DiyMobileAudio.com Car Stereo Forum banner

1 - 20 of 24 Posts

·
Registered
Joined
·
997 Posts
Discussion Starter #1
This year I decided to give myself a Christmas present and replace both of the amplifiers (an old MTX-4160 driving the front and rear speakers, and a Pioneer GM-D510 driving the bass) with the Alpine PDX-F6 and the PDX-M12 combination. I received the amplifiers last week and installed them this weekend. The notes below are from installation and first tests. I still have some fine tuning to do, primarily because the LP filter option on the PDX-M12 is different to that on the GM-D510.

In the box:
Amp, adapters for stacking amps together, instructions, warranty and registration cards, various screws and two allen keys - a large one (for the power connector) and a small one (for everything else). Oh, and verification certificates - one for the PDX-F6 ([email protected] (0.39 dB of extra power)) and one for the PDX-M12 ([email protected] (0.36 dB of extra power). I think it would have been nice to see testing at a more realistic voltage level - for example my MTX-4160's certificate shows that it was tested at 12.5V, producing 54W per channel at that voltage.

Installation:
These amplifiers are tiny. Seriously, particularly considering their rated output capabilities. Smaller than the GM-D510 (a class D amp rated @500W into 2 ohms). Considerably smaller than the MTX-4160, which is rated at 30Wx4/4, but capable of 54Wx4/4. So small that I had to fabricate extra brackets to mount them in the usual locations below the front seats. So small that even with the brackets raising the amps by about 3/4 inch, there was still ample space for them below the seats. The image below should give a fairly good idea of its dimensions (that's the front seat area of my Hyundai Tucson)

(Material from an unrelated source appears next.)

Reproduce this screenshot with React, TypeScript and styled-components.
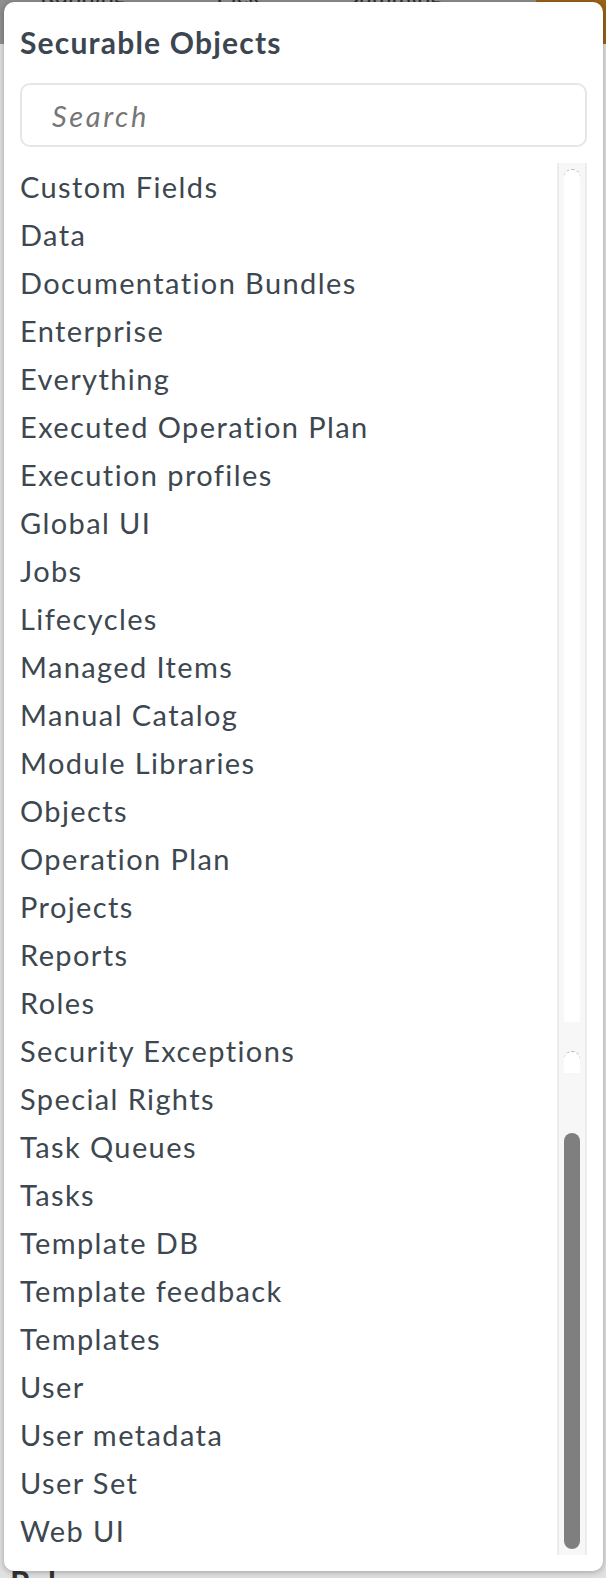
import React from 'react'
import styled, { createGlobalStyle } from 'styled-components'

const GlobalStyle = createGlobalStyle`
  html, body {
    margin: 0;
    padding: 0;
  }
  body {
    background: #e1e1e1;
    font-family: 'Lato', 'Open Sans', sans-serif;
  }
`

const items = [
  'Custom Fields',
  'Data',
  'Documentation Bundles',
  'Enterprise',
  'Everything',
  'Executed Operation Plan',
  'Execution profiles',
  'Global UI',
  'Jobs',
  'Lifecycles',
  'Managed Items',
  'Manual Catalog',
  'Module Libraries',
  'Objects',
  'Operation Plan',
  'Projects',
  'Reports',
  'Roles',
  'Security Exceptions',
  'Special Rights',
  'Task Queues',
  'Tasks',
  'Template DB',
  'Template feedback',
  'Templates',
  'User',
  'User metadata',
  'User Set',
  'Web UI',
]

const Page = styled.div`
  position: relative;
  width: 606px;
  height: 1578px;
  overflow: hidden;
  display: flex;
  flex-direction: column;
`

const TopBar = styled.div`
  height: 44px;
  background: #8f8f8f;
  display: flex;
  align-items: flex-start;
  padding-left: 40px;
  gap: 90px;
`

const TopBarLabel = styled.span`
  margin-top: -20px;
  font-size: 24px;
  color: #2d2d2d;
`

const TopBarButton = styled.div`
  margin-left: auto;
  width: 70px;
  height: 44px;
  background: #9a6316;
`

const PageBody = styled.div`
  flex: 1;
  display: flex;
  flex-direction: column;
  justify-content: flex-end;
  padding: 0 0 0 10px;
`

const SectionHeading = styled.h2`
  margin: 0 0 -24px;
  font-size: 32px;
  font-weight: 700;
  color: #333;
`

const Popover = styled.div`
  position: absolute;
  top: 2px;
  left: 4px;
  width: 599px;
  box-sizing: border-box;
  background: #fff;
  border-radius: 10px;
  box-shadow: 0 1px 6px rgba(0, 0, 0, 0.3);
  padding: 18px 16px 16px 16px;
  display: flex;
  flex-direction: column;
  color: #3d4750;
`

const Title = styled.h3`
  margin: 0;
  font-size: 30px;
  line-height: 44px;
  font-weight: 700;
  letter-spacing: 1.2px;
  color: #3b4651;
`

const SearchInput = styled.input`
  margin-top: 19px;
  height: 64px;
  box-sizing: border-box;
  border: 2px solid #e6e6e6;
  border-radius: 10px;
  padding: 0 0 0 30px;
  font-family: 'Lato', sans-serif;
  font-size: 29px;
  letter-spacing: 2.6px;
  outline: none;
  color: #3d4750;

  &::placeholder {
    color: #767676;
    font-style: italic;
  }
`

const ListArea = styled.div`
  margin-top: 16px;
  display: flex;
`

const List = styled.ul`
  flex: 1;
  list-style: none;
  margin: 0;
  padding: 0;
`

const Item = styled.li`
  height: 48px;
  line-height: 48px;
  font-size: 29px;
  letter-spacing: 1.4px;
  white-space: nowrap;
`

const Track = styled.div`
  width: 30px;
  box-sizing: border-box;
  background: #f7f7f7;
  border-left: 2px solid #ececec;
  border-right: 2px solid #ececec;
  display: flex;
  flex-direction: column;
  align-items: center;
  padding: 6px 0 6px;
`

const Ghost = styled.div<{ $height: number; $gap: number }>`
  width: 16px;
  height: ${p => p.$height}px;
  margin-top: ${p => p.$gap}px;
  background: #fff;
  border-radius: 8px 8px 0 0;
  border-top: 1px dashed #b5b5b5;
  box-sizing: border-box;
`

const Thumb = styled.div`
  width: 16px;
  margin-top: auto;
  height: 416px;
  background: #7f7f7f;
  border-radius: 8px;
`

export default function App() {
  return (
    <>
      <GlobalStyle />
      <Page>
        <TopBar>
          <TopBarLabel>Running</TopBarLabel>
          <TopBarLabel>Pick</TopBarLabel>
          <TopBarLabel>Jamming</TopBarLabel>
          <TopBarButton />
        </TopBar>
        <PageBody>
          <SectionHeading>Rules</SectionHeading>
        </PageBody>
        <Popover>
          <Title>Securable Objects</Title>
          <SearchInput placeholder="Search" />
          <ListArea>
            <List>
              {items.map(name => (
                <Item key={name}>{name}</Item>
              ))}
            </List>
            <Track>
              <Ghost $height={853} $gap={0} />
              <Ghost $height={22} $gap={29} />
              <Thumb />
            </Track>
          </ListArea>
        </Popover>
      </Page>
    </>
  )
}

The use of plugs instead of screw terminals for quick connection is generally a positive feature, though the speaker plugs tended to be difficult to remove once they were inserted. Unfortunately I had to cut off all of the power and speaker spade terminals I used to connect the cables to my previous amps, but I'm hoping this this is going to be a one-way change anyway :).

First Impressions:
I still have a bit of adjustments to make (gain settings, and x-over points), but I thought I'd give a few first impressions.

Concerning the PDX-F6, I think the upgrade was a generally positive one. It seems to have oodles of clear, clean power on tap, and as I kept turning the volume up the output remained clear until I had to turn it back down because it was too loud for my liking - this is the first amp install I've done where my ears gave out before the amplifier did.

Concerning the PDX-M12, the performance improvement over the previous amplifier (the Pioneer GM-D510) was a lot less noticeable. In fact, in some ways I prefer the GM-D510. While the output seems to be there (the amp is capable of driving my Infinity 122.7W subs to their limits), the Pioneer seemed to be capable of a bit more low-end oomph (and yes, I ensured that the PDX-M12's subsonic filter was off).. It's possible that this may be caused by a x-over or gain setting though, so I'm reserving final judgment on this until I get those two things sorted out.

Overall though, I'm quite happy with the purchase, and looking forward to even better results after I've completed the necessary tweaking.
 

Attachments

·
Registered
Joined
·
997 Posts
Discussion Starter #2
One thing I forgot to mention - the PDX combo (particularly the PDX-F6) seems to run considerably warmer than my previous amps at idle. While class D amps are more efficient than their AB counterparts, perhaps the efficiency difference disappears at lower signal levels.
 

·
Registered
Joined
·
89 Posts
Any updates on this? I was thinking of upgrading my M6 to a M12 but noticed the same thing you mentioned about low end omph. I though it was bc I was pushing the amp too hard
 

·
Registered
Joined
·
60 Posts
Concerning the PDX-F6, I think the upgrade was a generally positive one. It seems to have oodles of clear, clean power on tap, and as I kept turning the volume up the output remained clear until I had to turn it back down because it was too loud for my liking - this is the first amp install I've done where my ears gave out before the amplifier did.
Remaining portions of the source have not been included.